| EXERCISE PROMPT |
Copy all lines that contain the word "this".

═══ RECORD EXCERPTS ═══

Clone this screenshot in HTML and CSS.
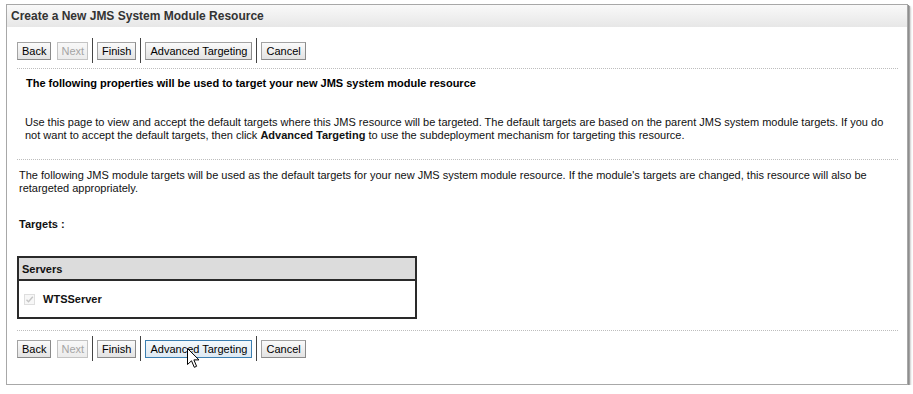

═══
═══ RECORD EXCERPTS ═══

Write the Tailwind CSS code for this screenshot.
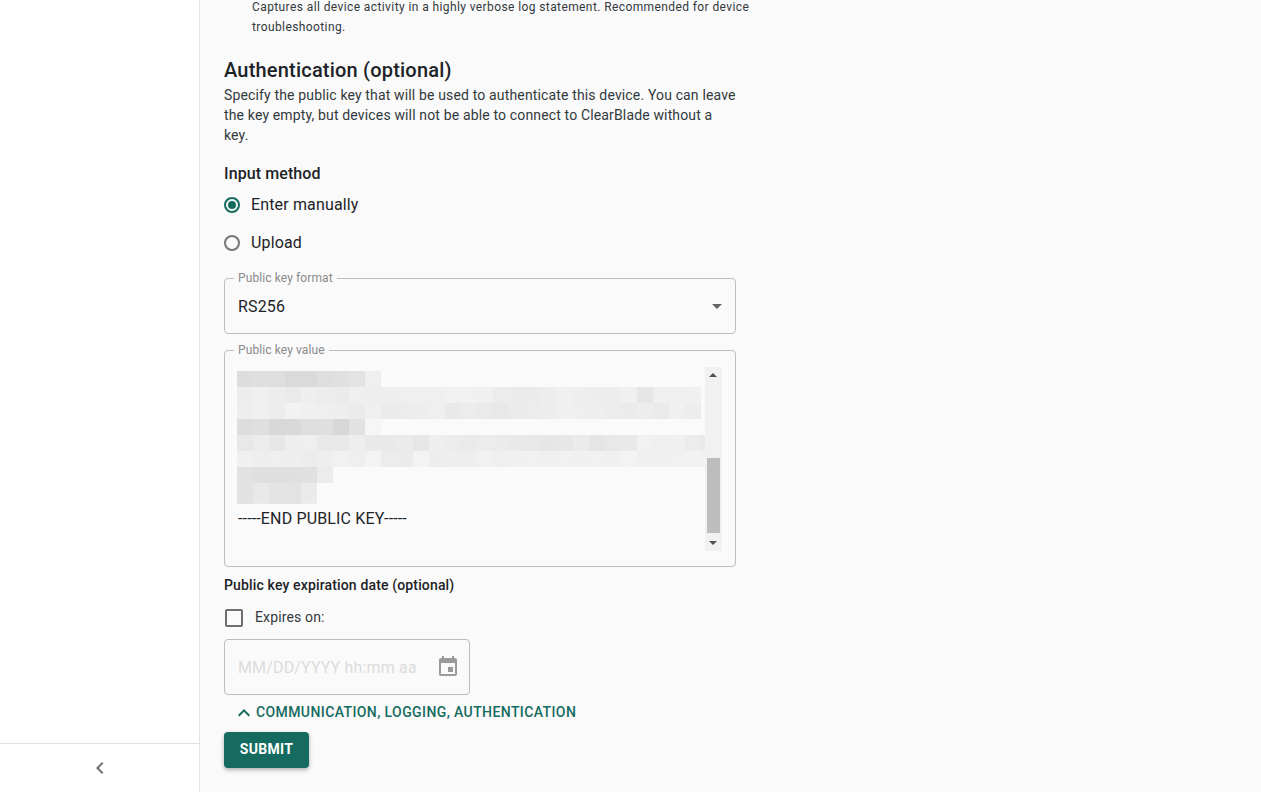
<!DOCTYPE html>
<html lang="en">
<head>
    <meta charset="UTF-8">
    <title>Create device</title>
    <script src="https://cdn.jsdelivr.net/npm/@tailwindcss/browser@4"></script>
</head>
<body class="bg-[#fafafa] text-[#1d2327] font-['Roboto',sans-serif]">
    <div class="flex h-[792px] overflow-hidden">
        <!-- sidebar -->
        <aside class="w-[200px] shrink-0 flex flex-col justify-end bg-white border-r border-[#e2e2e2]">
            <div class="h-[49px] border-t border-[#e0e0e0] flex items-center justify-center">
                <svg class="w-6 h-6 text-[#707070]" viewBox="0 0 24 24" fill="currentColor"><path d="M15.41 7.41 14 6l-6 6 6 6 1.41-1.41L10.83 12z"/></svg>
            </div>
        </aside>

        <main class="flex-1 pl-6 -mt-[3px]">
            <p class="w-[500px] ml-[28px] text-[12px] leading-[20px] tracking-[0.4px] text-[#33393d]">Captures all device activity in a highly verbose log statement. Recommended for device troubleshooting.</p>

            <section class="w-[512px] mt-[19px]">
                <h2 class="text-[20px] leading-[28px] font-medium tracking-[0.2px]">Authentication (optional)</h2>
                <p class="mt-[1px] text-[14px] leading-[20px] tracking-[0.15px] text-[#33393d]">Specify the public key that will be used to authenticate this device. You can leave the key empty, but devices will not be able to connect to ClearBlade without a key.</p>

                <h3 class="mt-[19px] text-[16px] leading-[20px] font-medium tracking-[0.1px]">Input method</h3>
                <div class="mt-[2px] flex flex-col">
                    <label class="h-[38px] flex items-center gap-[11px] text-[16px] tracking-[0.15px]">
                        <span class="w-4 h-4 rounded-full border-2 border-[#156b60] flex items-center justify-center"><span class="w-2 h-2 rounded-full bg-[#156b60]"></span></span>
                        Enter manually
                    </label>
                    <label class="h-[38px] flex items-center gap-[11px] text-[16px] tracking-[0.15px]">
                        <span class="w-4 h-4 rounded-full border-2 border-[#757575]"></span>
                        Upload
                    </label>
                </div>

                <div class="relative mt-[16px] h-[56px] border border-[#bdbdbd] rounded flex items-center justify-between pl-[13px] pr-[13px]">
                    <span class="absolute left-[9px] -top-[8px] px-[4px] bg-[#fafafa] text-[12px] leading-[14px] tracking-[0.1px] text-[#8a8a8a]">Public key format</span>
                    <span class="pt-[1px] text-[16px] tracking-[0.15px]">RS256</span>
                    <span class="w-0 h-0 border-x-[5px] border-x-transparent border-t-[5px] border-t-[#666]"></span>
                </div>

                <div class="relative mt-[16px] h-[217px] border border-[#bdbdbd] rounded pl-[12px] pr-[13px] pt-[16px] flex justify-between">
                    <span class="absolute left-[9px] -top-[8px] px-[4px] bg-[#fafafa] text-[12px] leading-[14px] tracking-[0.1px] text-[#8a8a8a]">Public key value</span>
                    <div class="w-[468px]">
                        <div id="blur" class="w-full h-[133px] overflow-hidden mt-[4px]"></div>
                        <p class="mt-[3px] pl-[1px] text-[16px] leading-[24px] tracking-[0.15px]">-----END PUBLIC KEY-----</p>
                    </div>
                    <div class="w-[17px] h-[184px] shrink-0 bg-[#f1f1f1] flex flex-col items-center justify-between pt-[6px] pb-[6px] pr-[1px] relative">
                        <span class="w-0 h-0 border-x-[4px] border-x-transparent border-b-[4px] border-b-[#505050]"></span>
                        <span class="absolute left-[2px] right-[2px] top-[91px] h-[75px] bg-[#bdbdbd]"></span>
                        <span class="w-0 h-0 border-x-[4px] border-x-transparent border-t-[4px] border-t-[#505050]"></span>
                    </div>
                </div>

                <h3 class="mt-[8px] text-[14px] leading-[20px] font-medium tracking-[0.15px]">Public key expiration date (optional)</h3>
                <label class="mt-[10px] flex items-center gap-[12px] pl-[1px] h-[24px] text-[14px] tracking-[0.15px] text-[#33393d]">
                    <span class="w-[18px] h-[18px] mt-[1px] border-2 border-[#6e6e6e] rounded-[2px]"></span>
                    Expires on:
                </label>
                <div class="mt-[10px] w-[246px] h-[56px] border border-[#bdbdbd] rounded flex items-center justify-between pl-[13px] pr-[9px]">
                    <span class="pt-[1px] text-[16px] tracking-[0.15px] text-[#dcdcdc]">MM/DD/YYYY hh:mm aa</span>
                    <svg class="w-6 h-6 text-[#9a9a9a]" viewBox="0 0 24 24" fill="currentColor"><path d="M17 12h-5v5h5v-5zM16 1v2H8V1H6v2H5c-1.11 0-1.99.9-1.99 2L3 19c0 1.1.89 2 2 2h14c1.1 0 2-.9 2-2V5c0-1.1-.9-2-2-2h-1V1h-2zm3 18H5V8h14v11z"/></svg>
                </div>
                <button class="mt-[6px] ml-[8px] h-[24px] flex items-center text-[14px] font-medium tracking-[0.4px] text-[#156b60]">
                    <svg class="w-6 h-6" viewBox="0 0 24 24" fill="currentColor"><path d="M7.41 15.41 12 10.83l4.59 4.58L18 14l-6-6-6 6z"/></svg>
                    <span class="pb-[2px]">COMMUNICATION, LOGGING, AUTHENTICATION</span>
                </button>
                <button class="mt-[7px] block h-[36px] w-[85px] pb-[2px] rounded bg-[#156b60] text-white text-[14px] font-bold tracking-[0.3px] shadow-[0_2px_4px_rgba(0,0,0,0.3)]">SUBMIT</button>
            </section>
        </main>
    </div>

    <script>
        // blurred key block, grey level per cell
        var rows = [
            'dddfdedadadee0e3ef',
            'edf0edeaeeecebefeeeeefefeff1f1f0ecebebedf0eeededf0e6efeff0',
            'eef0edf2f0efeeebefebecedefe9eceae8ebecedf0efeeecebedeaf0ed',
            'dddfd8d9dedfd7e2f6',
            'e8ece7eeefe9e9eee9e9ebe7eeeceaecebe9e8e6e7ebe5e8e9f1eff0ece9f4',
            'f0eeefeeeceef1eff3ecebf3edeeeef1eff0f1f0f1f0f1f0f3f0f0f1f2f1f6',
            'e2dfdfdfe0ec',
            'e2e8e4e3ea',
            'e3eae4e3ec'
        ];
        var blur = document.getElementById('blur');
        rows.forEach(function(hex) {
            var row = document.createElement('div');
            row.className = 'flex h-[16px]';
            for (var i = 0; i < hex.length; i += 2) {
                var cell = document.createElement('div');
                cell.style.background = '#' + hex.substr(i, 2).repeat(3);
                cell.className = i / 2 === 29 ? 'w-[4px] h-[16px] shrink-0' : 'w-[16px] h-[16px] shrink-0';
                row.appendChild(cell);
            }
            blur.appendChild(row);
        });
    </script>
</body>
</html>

═══
═══ RECORD EXCERPTS ═══

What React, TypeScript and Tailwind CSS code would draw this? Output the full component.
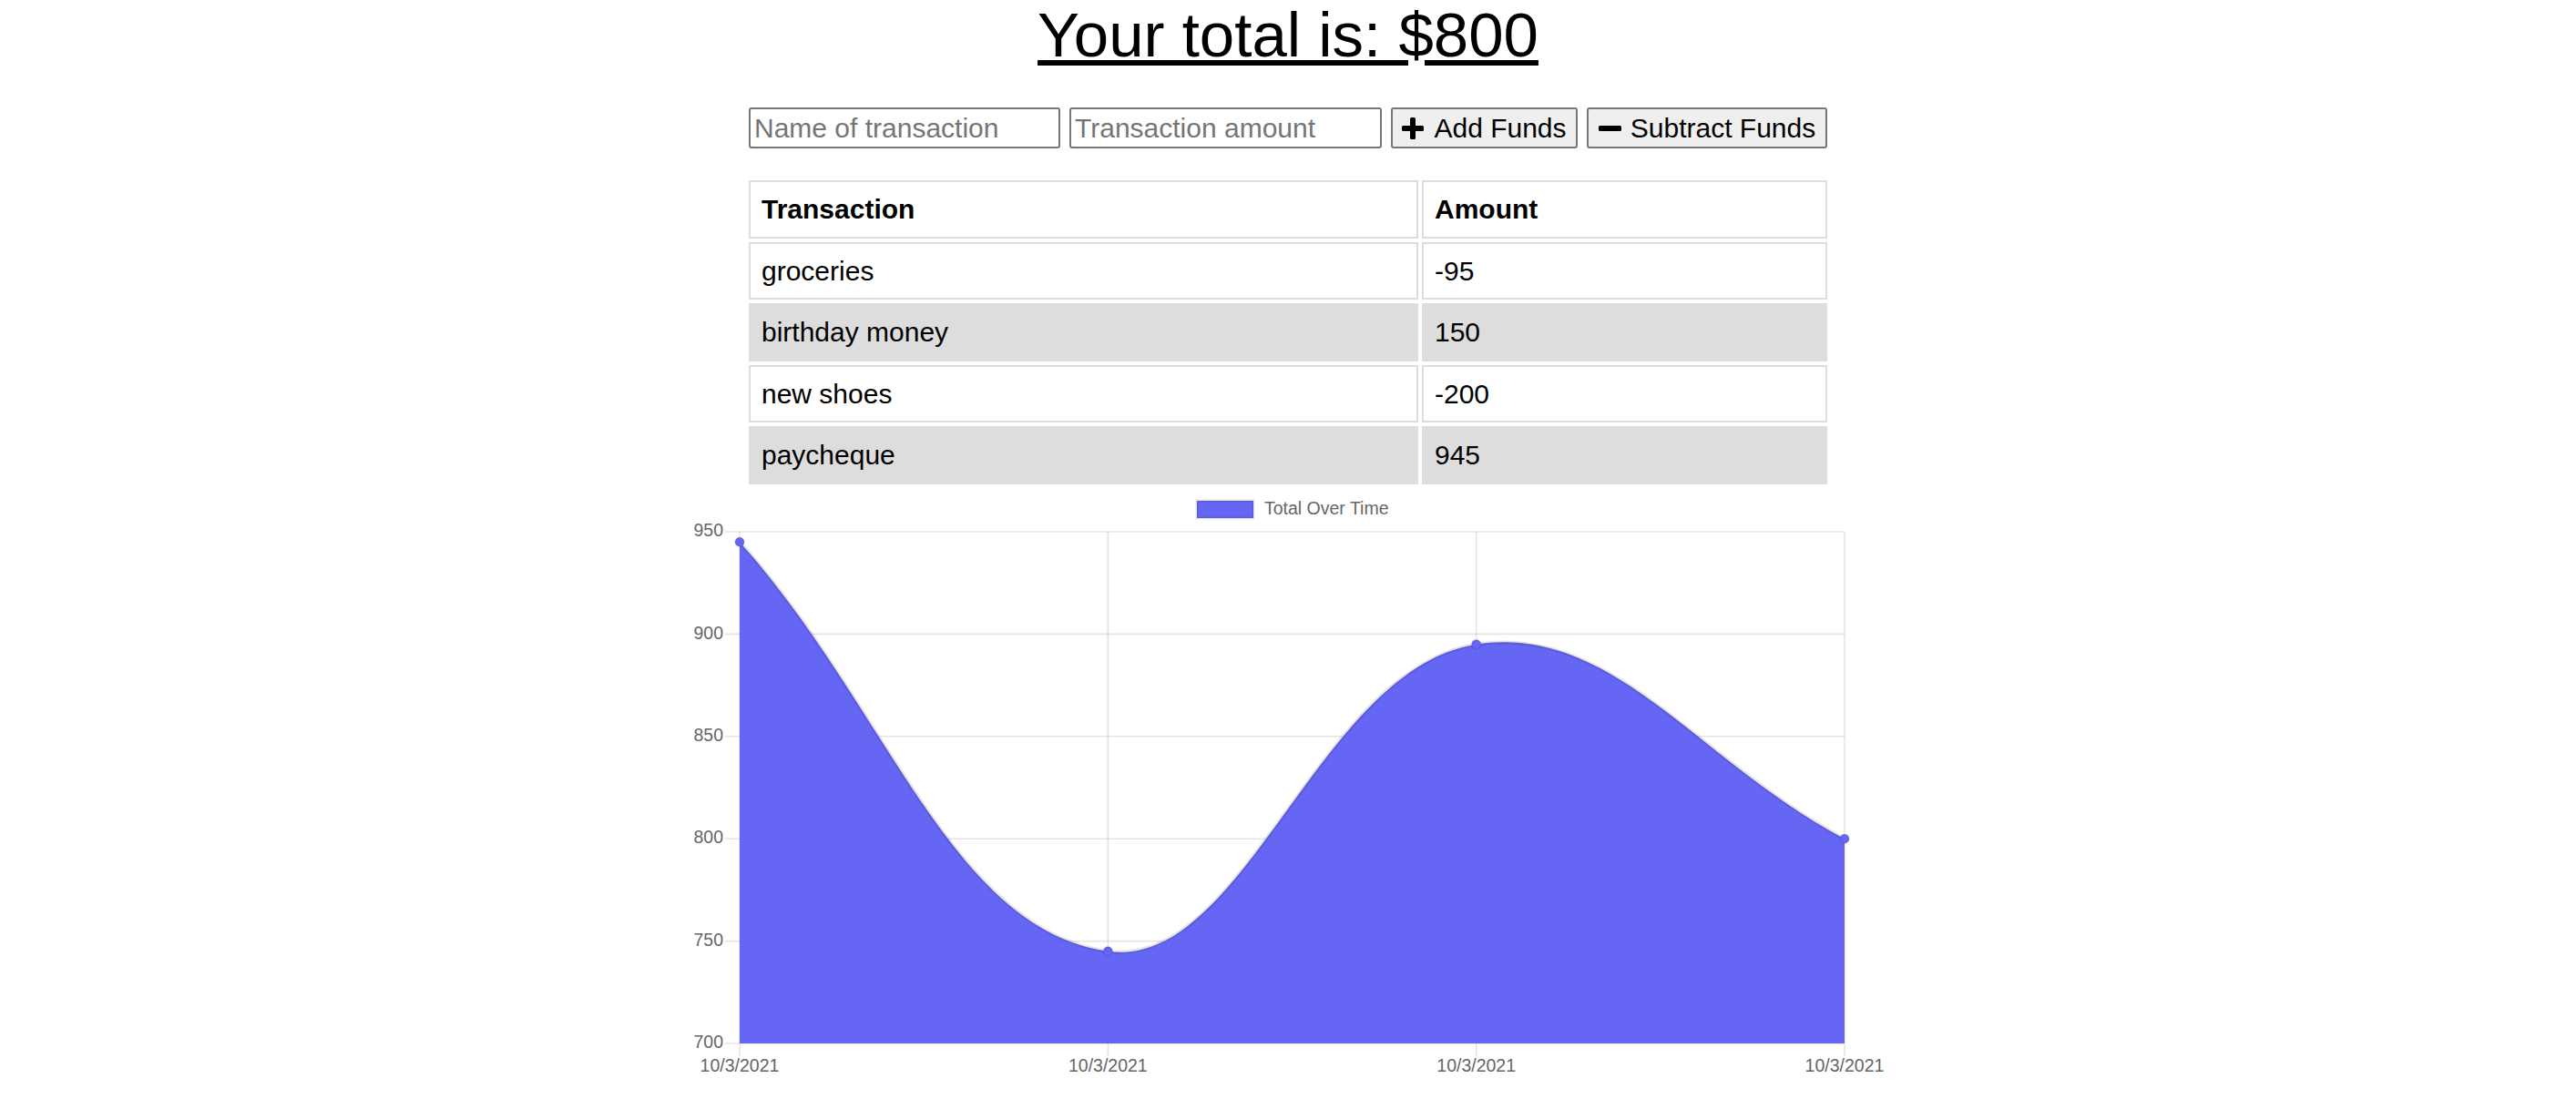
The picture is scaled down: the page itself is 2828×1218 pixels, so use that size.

═══

| FINAL RESULT |
Clone this screenshot in HTML and CSS.
Write the Tailwind CSS code for this screenshot.
                <p class="mt-[1px] text-[14px] leading-[20px] tracking-[0.15px] text-[#33393d]">Specify the public key that will be used to authenticate this device. You can leave the key empty, but devices will not be able to connect to ClearBlade without a key.</p>
What React, TypeScript and Tailwind CSS code would draw this? Output the full component.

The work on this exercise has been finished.